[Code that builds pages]
— Start —
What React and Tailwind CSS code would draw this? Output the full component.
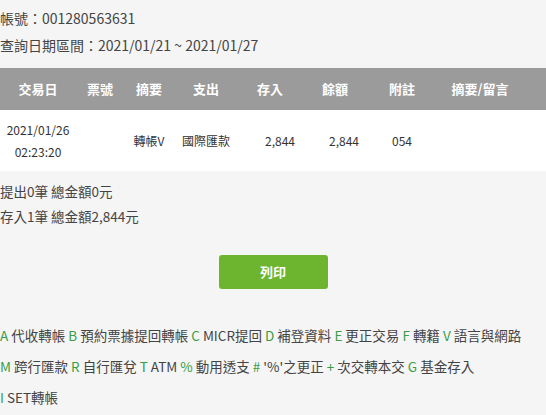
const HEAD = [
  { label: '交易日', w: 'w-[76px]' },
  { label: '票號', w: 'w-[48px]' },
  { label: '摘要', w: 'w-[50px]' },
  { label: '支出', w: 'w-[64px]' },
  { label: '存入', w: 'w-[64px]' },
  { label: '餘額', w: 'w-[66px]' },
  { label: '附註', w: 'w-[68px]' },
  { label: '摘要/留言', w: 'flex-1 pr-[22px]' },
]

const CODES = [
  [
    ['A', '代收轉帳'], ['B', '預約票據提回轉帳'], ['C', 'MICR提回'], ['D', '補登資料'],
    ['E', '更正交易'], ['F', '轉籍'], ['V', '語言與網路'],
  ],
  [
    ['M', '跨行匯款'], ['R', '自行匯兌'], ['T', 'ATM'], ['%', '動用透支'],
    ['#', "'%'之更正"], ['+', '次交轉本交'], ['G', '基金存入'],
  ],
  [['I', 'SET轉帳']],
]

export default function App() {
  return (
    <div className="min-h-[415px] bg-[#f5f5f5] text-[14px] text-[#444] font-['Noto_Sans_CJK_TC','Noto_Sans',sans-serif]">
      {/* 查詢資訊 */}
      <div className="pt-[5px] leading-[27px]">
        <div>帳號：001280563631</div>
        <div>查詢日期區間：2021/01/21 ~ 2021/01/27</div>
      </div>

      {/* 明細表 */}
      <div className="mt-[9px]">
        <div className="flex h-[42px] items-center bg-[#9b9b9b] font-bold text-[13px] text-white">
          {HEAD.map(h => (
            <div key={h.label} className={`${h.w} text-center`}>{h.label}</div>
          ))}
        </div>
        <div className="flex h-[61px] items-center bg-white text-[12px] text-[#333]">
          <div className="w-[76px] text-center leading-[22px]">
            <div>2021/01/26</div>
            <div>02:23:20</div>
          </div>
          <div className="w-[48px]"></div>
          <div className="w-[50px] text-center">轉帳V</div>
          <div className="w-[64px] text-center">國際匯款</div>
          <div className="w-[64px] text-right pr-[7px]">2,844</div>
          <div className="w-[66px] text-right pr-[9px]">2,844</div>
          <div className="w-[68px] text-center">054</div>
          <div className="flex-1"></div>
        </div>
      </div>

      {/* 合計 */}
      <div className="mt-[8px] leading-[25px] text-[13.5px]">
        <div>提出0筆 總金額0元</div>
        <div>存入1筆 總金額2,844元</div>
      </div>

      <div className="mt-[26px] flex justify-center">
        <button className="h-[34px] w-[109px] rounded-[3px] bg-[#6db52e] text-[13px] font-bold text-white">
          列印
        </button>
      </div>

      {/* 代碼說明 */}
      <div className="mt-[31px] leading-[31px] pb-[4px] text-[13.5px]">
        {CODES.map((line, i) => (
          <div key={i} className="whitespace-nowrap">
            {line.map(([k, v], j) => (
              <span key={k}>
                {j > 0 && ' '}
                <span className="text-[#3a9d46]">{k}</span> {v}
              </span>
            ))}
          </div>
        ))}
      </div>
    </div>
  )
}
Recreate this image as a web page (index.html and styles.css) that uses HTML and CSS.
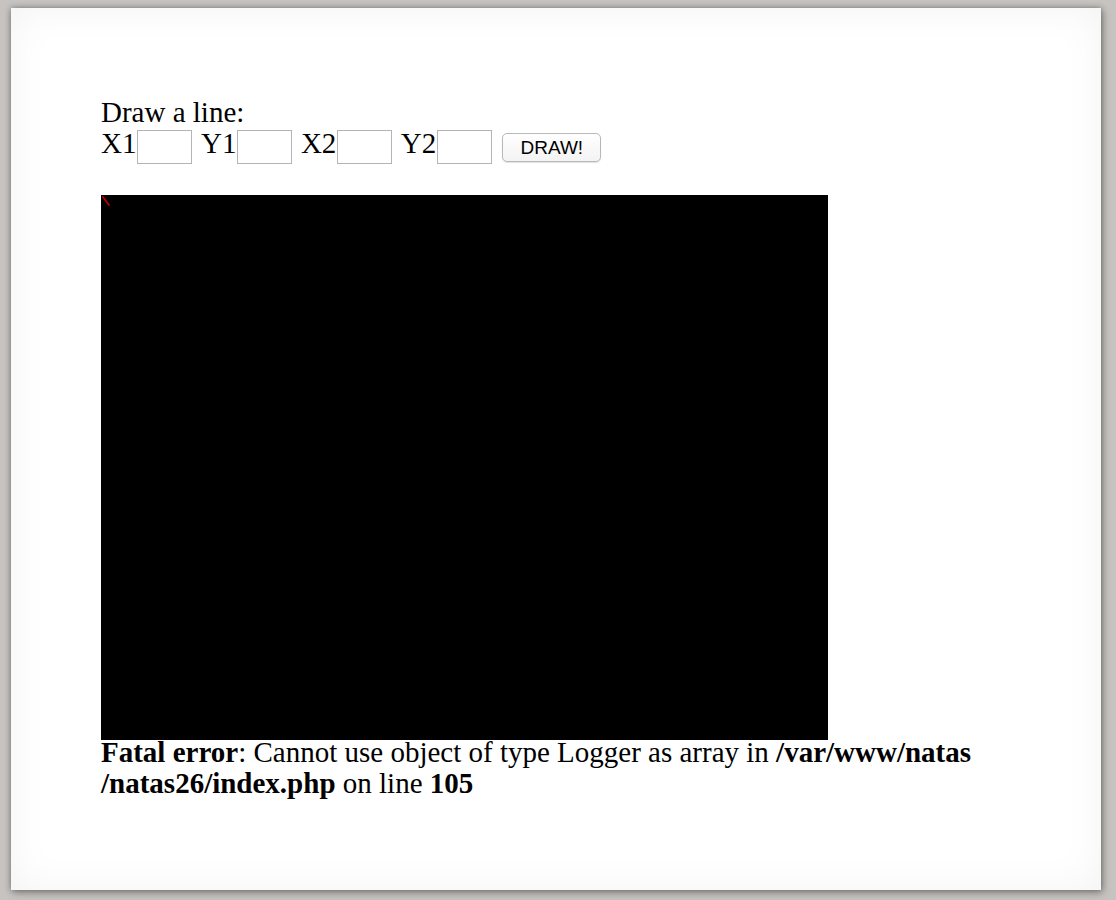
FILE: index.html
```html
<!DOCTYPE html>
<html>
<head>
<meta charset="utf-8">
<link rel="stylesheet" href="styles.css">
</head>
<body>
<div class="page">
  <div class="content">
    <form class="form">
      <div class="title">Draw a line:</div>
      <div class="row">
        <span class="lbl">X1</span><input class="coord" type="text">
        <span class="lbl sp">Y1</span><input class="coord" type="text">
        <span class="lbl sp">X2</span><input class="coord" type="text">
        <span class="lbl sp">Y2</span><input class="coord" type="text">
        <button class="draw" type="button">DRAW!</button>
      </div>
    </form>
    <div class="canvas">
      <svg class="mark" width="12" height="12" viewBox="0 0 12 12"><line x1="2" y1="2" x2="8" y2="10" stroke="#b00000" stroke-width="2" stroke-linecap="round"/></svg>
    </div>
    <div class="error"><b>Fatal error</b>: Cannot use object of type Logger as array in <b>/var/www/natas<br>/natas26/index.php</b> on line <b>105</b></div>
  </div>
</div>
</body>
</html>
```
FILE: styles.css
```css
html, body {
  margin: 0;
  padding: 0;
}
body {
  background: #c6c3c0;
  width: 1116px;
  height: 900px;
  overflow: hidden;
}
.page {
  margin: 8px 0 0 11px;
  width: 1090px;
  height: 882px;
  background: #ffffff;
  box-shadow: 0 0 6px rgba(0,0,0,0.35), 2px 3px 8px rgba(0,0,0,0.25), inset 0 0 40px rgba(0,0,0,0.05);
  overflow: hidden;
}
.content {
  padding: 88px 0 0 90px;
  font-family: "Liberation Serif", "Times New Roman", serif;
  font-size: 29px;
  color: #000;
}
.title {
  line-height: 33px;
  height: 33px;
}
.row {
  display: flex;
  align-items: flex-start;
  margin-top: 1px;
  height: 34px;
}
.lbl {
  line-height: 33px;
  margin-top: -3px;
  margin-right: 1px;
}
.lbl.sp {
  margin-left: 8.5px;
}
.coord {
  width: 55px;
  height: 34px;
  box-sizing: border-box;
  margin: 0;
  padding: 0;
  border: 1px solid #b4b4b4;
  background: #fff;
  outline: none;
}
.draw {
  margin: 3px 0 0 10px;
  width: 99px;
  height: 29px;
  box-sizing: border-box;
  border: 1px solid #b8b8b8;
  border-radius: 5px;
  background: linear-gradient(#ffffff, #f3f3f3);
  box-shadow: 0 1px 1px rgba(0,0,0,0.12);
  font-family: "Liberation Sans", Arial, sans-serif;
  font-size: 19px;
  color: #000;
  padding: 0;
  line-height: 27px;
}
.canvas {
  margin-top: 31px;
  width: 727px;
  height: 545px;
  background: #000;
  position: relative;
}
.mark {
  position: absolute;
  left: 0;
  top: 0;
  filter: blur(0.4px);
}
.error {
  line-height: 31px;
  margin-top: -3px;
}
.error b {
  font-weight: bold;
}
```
— End —
Your objective: With the pictures omitted, reproduce the records in full and exactly.

Solution to this task:
What React and Tailwind CSS code would draw this? Output the full component.
const HEAD = [
  { label: '交易日', w: 'w-[76px]' },
  { label: '票號', w: 'w-[48px]' },
  { label: '摘要', w: 'w-[50px]' },
  { label: '支出', w: 'w-[64px]' },
  { label: '存入', w: 'w-[64px]' },
  { label: '餘額', w: 'w-[66px]' },
  { label: '附註', w: 'w-[68px]' },
  { label: '摘要/留言', w: 'flex-1 pr-[22px]' },
]

const CODES = [
  [
    ['A', '代收轉帳'], ['B', '預約票據提回轉帳'], ['C', 'MICR提回'], ['D', '補登資料'],
    ['E', '更正交易'], ['F', '轉籍'], ['V', '語言與網路'],
  ],
  [
    ['M', '跨行匯款'], ['R', '自行匯兌'], ['T', 'ATM'], ['%', '動用透支'],
    ['#', "'%'之更正"], ['+', '次交轉本交'], ['G', '基金存入'],
  ],
  [['I', 'SET轉帳']],
]

export default function App() {
  return (
    <div className="min-h-[415px] bg-[#f5f5f5] text-[14px] text-[#444] font-['Noto_Sans_CJK_TC','Noto_Sans',sans-serif]">
      {/* 查詢資訊 */}
      <div className="pt-[5px] leading-[27px]">
        <div>帳號：001280563631</div>
        <div>查詢日期區間：2021/01/21 ~ 2021/01/27</div>
      </div>

      {/* 明細表 */}
      <div className="mt-[9px]">
        <div className="flex h-[42px] items-center bg-[#9b9b9b] font-bold text-[13px] text-white">
          {HEAD.map(h => (
            <div key={h.label} className={`${h.w} text-center`}>{h.label}</div>
          ))}
        </div>
        <div className="flex h-[61px] items-center bg-white text-[12px] text-[#333]">
          <div className="w-[76px] text-center leading-[22px]">
            <div>2021/01/26</div>
            <div>02:23:20</div>
          </div>
          <div className="w-[48px]"></div>
          <div className="w-[50px] text-center">轉帳V</div>
          <div className="w-[64px] text-center">國際匯款</div>
          <div className="w-[64px] text-right pr-[7px]">2,844</div>
          <div className="w-[66px] text-right pr-[9px]">2,844</div>
          <div className="w-[68px] text-center">054</div>
          <div className="flex-1"></div>
        </div>
      </div>

      {/* 合計 */}
      <div className="mt-[8px] leading-[25px] text-[13.5px]">
        <div>提出0筆 總金額0元</div>
        <div>存入1筆 總金額2,844元</div>
      </div>

      <div className="mt-[26px] flex justify-center">
        <button className="h-[34px] w-[109px] rounded-[3px] bg-[#6db52e] text-[13px] font-bold text-white">
          列印
        </button>
      </div>

      {/* 代碼說明 */}
      <div className="mt-[31px] leading-[31px] pb-[4px] text-[13.5px]">
        {CODES.map((line, i) => (
          <div key={i} className="whitespace-nowrap">
            {line.map(([k, v], j) => (
              <span key={k}>
                {j > 0 && ' '}
                <span className="text-[#3a9d46]">{k}</span> {v}
              </span>
            ))}
          </div>
        ))}
      </div>
    </div>
  )
}
Recreate this image as a web page (index.html and styles.css) that uses HTML and CSS.
FILE: index.html
```html
<!DOCTYPE html>
<html>
<head>
<meta charset="utf-8">
<link rel="stylesheet" href="styles.css">
</head>
<body>
<div class="page">
  <div class="content">
    <form class="form">
      <div class="title">Draw a line:</div>
      <div class="row">
        <span class="lbl">X1</span><input class="coord" type="text">
        <span class="lbl sp">Y1</span><input class="coord" type="text">
        <span class="lbl sp">X2</span><input class="coord" type="text">
        <span class="lbl sp">Y2</span><input class="coord" type="text">
        <button class="draw" type="button">DRAW!</button>
      </div>
    </form>
    <div class="canvas">
      <svg class="mark" width="12" height="12" viewBox="0 0 12 12"><line x1="2" y1="2" x2="8" y2="10" stroke="#b00000" stroke-width="2" stroke-linecap="round"/></svg>
    </div>
    <div class="error"><b>Fatal error</b>: Cannot use object of type Logger as array in <b>/var/www/natas<br>/natas26/index.php</b> on line <b>105</b></div>
  </div>
</div>
</body>
</html>
```
FILE: styles.css
```css
html, body {
  margin: 0;
  padding: 0;
}
body {
  background: #c6c3c0;
  width: 1116px;
  height: 900px;
  overflow: hidden;
}
.page {
  margin: 8px 0 0 11px;
  width: 1090px;
  height: 882px;
  background: #ffffff;
  box-shadow: 0 0 6px rgba(0,0,0,0.35), 2px 3px 8px rgba(0,0,0,0.25), inset 0 0 40px rgba(0,0,0,0.05);
  overflow: hidden;
}
.content {
  padding: 88px 0 0 90px;
  font-family: "Liberation Serif", "Times New Roman", serif;
  font-size: 29px;
  color: #000;
}
.title {
  line-height: 33px;
  height: 33px;
}
.row {
  display: flex;
  align-items: flex-start;
  margin-top: 1px;
  height: 34px;
}
.lbl {
  line-height: 33px;
  margin-top: -3px;
  margin-right: 1px;
}
.lbl.sp {
  margin-left: 8.5px;
}
.coord {
  width: 55px;
  height: 34px;
  box-sizing: border-box;
  margin: 0;
  padding: 0;
  border: 1px solid #b4b4b4;
  background: #fff;
  outline: none;
}
.draw {
  margin: 3px 0 0 10px;
  width: 99px;
  height: 29px;
  box-sizing: border-box;
  border: 1px solid #b8b8b8;
  border-radius: 5px;
  background: linear-gradient(#ffffff, #f3f3f3);
  box-shadow: 0 1px 1px rgba(0,0,0,0.12);
  font-family: "Liberation Sans", Arial, sans-serif;
  font-size: 19px;
  color: #000;
  padding: 0;
  line-height: 27px;
}
.canvas {
  margin-top: 31px;
  width: 727px;
  height: 545px;
  background: #000;
  position: relative;
}
.mark {
  position: absolute;
  left: 0;
  top: 0;
  filter: blur(0.4px);
}
.error {
  line-height: 31px;
  margin-top: -3px;
}
.error b {
  font-weight: bold;
}
```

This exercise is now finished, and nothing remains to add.